Showing Hesed in Our Daily Lives

Our heroes, past and present, show love that they received from God Himself. After all, the best kind of love we can share is what we’ve been shown from the source of love Himself. But we’ve also seen what the absence of that love can do. In the wake of the October 7 terrorist attacks, I was struggling to find something good—as I know many of us were. In the darkness, I desperately searched for a glimmer of light, some tangible expressions of hesed for which we all long.

Thank God, there was.
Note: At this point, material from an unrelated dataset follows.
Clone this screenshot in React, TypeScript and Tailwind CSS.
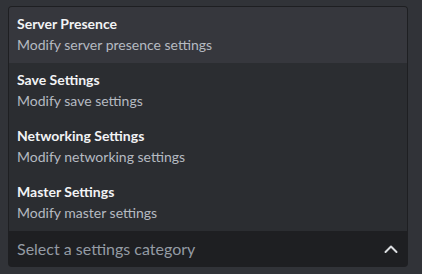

Alongside the horrific images of hate burned into my brain, some beautiful examples of love stuck too: a farmer who used his truck to save dozens of people at the Nova festival, a boy who celebrated his bar mitzvah just hours after being released from a bomb shelter, an elderly couple who used their restaurant to serve free breakfasts to soldiers, and a mother who placed her hands on her son’s head to give him a bracha before he headed off to war. The steadfast love of God that saved our people again and again is still alive in us today. 

The steadfast love of God that saved our people again and again is still alive in us today.

We can experience that kind of fierce love from God and share it with those around us. In fact, that’s exactly what we’re called to do as Jewish people. Each of our relationships—or even encounters with strangers—can be opportunities to be conduits of God’s love

What does a hesed kind of love look like today? I think it’s the faithful, steady, wrinkled kind, the kind that’s held your hand through hell and back yet says, “I’m still here.” It can look like continually showing up for a grieving friend, even when that season is long and far from linear. It can look like engaging in hard conversations around a coffee table as those of us in the Diaspora attempt to help educate and inspire our non-Jewish community. It can look like living out the “sickness and in health” vow in our marriage. Or it can look like faithfully bringing a hot meal to a stranger in need in our neighborhood. Thankfully, when we’re at a loss for what it can look like, we can turn back to the source, the God whose hesed has sustained us through generations.